Empecemos reconociendo nuestro punto de partida. Empecemos asumiendo nuestra propia necesidad de afirmación, nuestro apego al reflector, nuestros límites, nuestros miedos, nuestra impotencia y nuestra capacidad para ser indiferentes, también; nuestra risa en medio del terror, nuestros mecanismos de defensa, nuestra grande, enorme culpa. Empecemos por aceptar que como en todo aquello que va más allá de nosotros, tener buenas intenciones hacia los demás implica una responsabilidad ética y eso significa que cada acto debe ser visto como apenas el inicio de un hilo del que debemos hacernos cargo, simplemente porque elegimos participar en una historia que no termina en nosotros. Porque nos involucramos, y eso es ya una transformación.

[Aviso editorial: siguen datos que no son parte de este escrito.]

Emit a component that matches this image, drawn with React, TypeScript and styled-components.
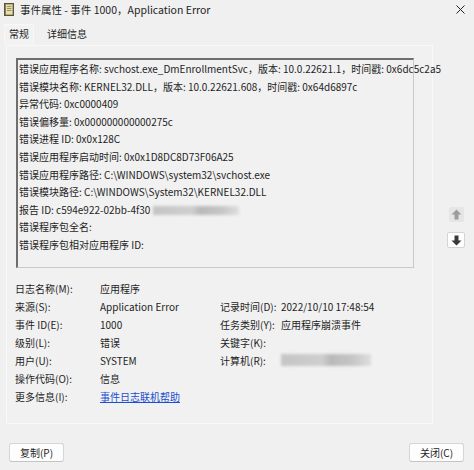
import React from 'react';
import styled, { createGlobalStyle } from 'styled-components';

const GlobalStyle = createGlobalStyle`
  html, body {
    margin: 0;
    padding: 0;
    background: #f0f0f0;
  }
  body {
    font-family: 'Noto Sans CJK SC', 'Noto Sans', sans-serif;
    font-size: 10px;
    color: #1e1e1e;
  }
`;

const Window = styled.div`
  width: 474px;
  height: 470px;
  display: flex;
  flex-direction: column;
  background: #f0f0f0;
  overflow: hidden;
`;

const TitleBar = styled.div`
  height: 18px;
  display: flex;
  align-items: center;
  padding-left: 4px;
  padding-right: 9px;
  gap: 6px;
  font-size: 10.5px;
`;

const TitleText = styled.div`
  flex: 1;
  white-space: nowrap;
`;

const Tabs = styled.div`
  height: 27px;
  display: flex;
  align-items: flex-end;
  padding-left: 4px;
`;

const Tab = styled.div<{ $active?: boolean }>`
  height: 20px;
  line-height: 18px;
  padding: 0 4px;
  margin-right: ${p => (p.$active ? '8px' : '0')};
  border: 1px solid ${p => (p.$active ? '#f7f7f7' : 'transparent')};
  border-bottom: none;
  background: ${p => (p.$active ? '#f2f2f2' : 'transparent')};
`;

const Body = styled.div`
  display: flex;
  height: 379px;
`;

const Panel = styled.div`
  margin-left: 6px;
  width: 427px;
  box-sizing: border-box;
  border: 1px solid #f8f8f8;
  padding: 12px 0 0 9px;
  background: #f1f1f1;
`;

const DescBox = styled.div`
  width: 398px;
  height: 210px;
  box-sizing: border-box;
  border-top: 2px solid #6e6e6e;
  border-left: 2px solid #6e6e6e;
  border-right: 1px solid #c9c9c9;
  border-bottom: 1px solid #c9c9c9;
  padding: 0 0 0 1px;
  background: #f1f1f1;
`;

const DescLine = styled.div`
  height: 17.6px;
  line-height: 17.6px;
  white-space: nowrap;
`;

const Blur = styled.span<{ $w: number; $h?: number }>`
  display: inline-block;
  width: ${p => p.$w}px;
  height: ${p => p.$h ?? 9}px;
  vertical-align: -1px;
  background: linear-gradient(90deg, #c4c4c4 0%, #cfcfcf 45%, #b9b9b9 55%, #c6c6c6 80%, #dedede 100%);
  filter: blur(1.5px);
`;

const Fields = styled.div`
  display: grid;
  grid-template-columns: 85px 120px 61px 1fr;
  grid-auto-rows: 18px;
  align-items: center;
  margin-top: 11px;
  margin-left: -1px;
  white-space: nowrap;
`;

const HelpLink = styled.a`
  color: #1a4fd0;
  text-decoration: underline;
`;

const NavCol = styled.div`
  width: 18px;
  margin-left: 14px;
  padding-top: 162px;
  display: flex;
  flex-direction: column;
  align-items: center;
  gap: 10px;
`;

const NavButton = styled.div<{ $enabled?: boolean }>`
  width: ${p => (p.$enabled ? '18px' : '15px')};
  height: ${p => (p.$enabled ? '16px' : '15px')};
  box-sizing: border-box;
  display: flex;
  align-items: center;
  justify-content: center;
  background: ${p => (p.$enabled ? '#ffffff' : '#e5e5e5')};
  border: 1px solid ${p => (p.$enabled ? '#d4d4d4' : '#e5e5e5')};
  border-radius: 2px;
`;

const Footer = styled.div`
  display: flex;
  justify-content: space-between;
  padding: 19px 10px 0 9px;
`;

const Button = styled.div`
  width: 55px;
  height: 19px;
  box-sizing: border-box;
  display: flex;
  align-items: center;
  justify-content: center;
  background: #fdfdfd;
  border: 1px solid #d6d6d6;
  border-bottom-color: #c4c4c4;
  border-radius: 3px;
`;

const EventIcon = () => (
  <svg width="10" height="13" viewBox="0 0 10 13">
    <rect x="0.5" y="0.5" width="9" height="12" fill="#8a7d5c" stroke="#5c533c" />
    <rect x="2" y="1.5" width="6.5" height="10" fill="#e8dfa8" />
    <rect x="3" y="3" width="4.5" height="1" fill="#9a8f6a" />
    <rect x="3" y="5" width="4.5" height="1" fill="#9a8f6a" />
    <rect x="3" y="7" width="4.5" height="1" fill="#9a8f6a" />
  </svg>
);

const CloseIcon = () => (
  <svg width="9" height="9" viewBox="0 0 9 9">
    <path d="M0.5 0.5 L8.5 8.5 M8.5 0.5 L0.5 8.5" stroke="#222" strokeWidth="1" />
  </svg>
);

const Arrow = ({ up, color }: { up?: boolean; color: string }) => (
  <svg width="11" height="11" viewBox="0 0 11 11" style={up ? undefined : { transform: 'rotate(180deg)' }}>
    <path d="M5.5 0.5 L10.5 5.5 L7.5 5.5 L7.5 10.5 L3.5 10.5 L3.5 5.5 L0.5 5.5 Z" fill={color} />
  </svg>
);

const lines: React.ReactNode[] = [
  '错误应用程序名称: svchost.exe_DmEnrollmentSvc，版本: 10.0.22621.1，时间戳: 0x6dc5c2a5',
  '错误模块名称: KERNEL32.DLL，版本: 10.0.22621.608，时间戳: 0x64d6897c',
  '异常代码: 0xc0000409',
  '错误偏移量: 0x000000000000275c',
  '错误进程 ID: 0x0x128C',
  '错误应用程序启动时间: 0x0x1D8DC8D73F06A25',
  '错误应用程序路径: C:\\WINDOWS\\system32\\svchost.exe',
  '错误模块路径: C:\\WINDOWS\\System32\\KERNEL32.DLL',
  <>
    报告 ID: c594e922-02bb-4f30 <Blur $w={86} />
  </>,
  '错误程序包全名:',
  '错误程序包相对应用程序 ID:',
];

export default function App() {
  return (
    <Window>
      <GlobalStyle />
      <TitleBar>
        <EventIcon />
        <TitleText>事件属性 - 事件 1000，Application Error</TitleText>
        <CloseIcon />
      </TitleBar>
      <Tabs>
        <Tab $active>常规</Tab>
        <Tab>详细信息</Tab>
      </Tabs>
      <Body>
        <Panel>
          <DescBox>
            {lines.map((l, i) => (
              <DescLine key={i}>{l}</DescLine>
            ))}
          </DescBox>
          <Fields>
            <span>日志名称(M):</span>
            <span>应用程序</span>
            <span />
            <span />

            <span>来源(S):</span>
            <span>Application Error</span>
            <span>记录时间(D):</span>
            <span>2022/10/10 17:48:54</span>

            <span>事件 ID(E):</span>
            <span>1000</span>
            <span>任务类别(Y):</span>
            <span>应用程序崩溃事件</span>

            <span>级别(L):</span>
            <span>错误</span>
            <span>关键字(K):</span>
            <span />

            <span>用户(U):</span>
            <span>SYSTEM</span>
            <span>计算机(R):</span>
            <span>
              <Blur $w={90} $h={12} />
            </span>

            <span>操作代码(O):</span>
            <span>信息</span>
            <span />
            <span />

            <span>更多信息(I):</span>
            <span>
              <HelpLink>事件日志联机帮助</HelpLink>
            </span>
            <span />
            <span />
          </Fields>
        </Panel>
        <NavCol>
          <NavButton>
            <Arrow up color="#9c9c9c" />
          </NavButton>
          <NavButton $enabled>
            <Arrow color="#3a3a3a" />
          </NavButton>
        </NavCol>
      </Body>
      <Footer>
        <Button>复制(P)</Button>
        <Button>关闭(C)</Button>
      </Footer>
    </Window>
  );
}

Decir que “no basta” con quitar escombros, donar víveres, escribir un texto o asistir como voluntario no quiere decir que debamos ofrendar hasta la mínima respiración al insaciable monstruo de la caridad, sino que al haber actuado elegimos ser familiares de aquello que afectó la tragedia, y los parentescos elegidos son oportunidades de pensar distinto cada cosa que hacemos y dejamos de hacer. Evaluarnos, cuestionarnos, mirarnos desde todas las perspectivas.

Porque al ayudar establecimos un vínculo indisoluble, vivo, y debemos buscar formas de florecerlo. Quizá no todas esas formas nos darán un reflector, pero también hay que ir renunciando a esa idea de que ayudar nos hace excepcionales. No somos paladines de nada, no hacemos un favor a nadie, sólo buscamos maneras de continuarnos en una realidad que se nos presenta fragmentada. Ayudamos no sólo porque estamos, sino porque deseamos seguir estando y honrar cabalmente ese impulso es, acaso, lo más cercano a una misión entre nuestras poquísimas certezas.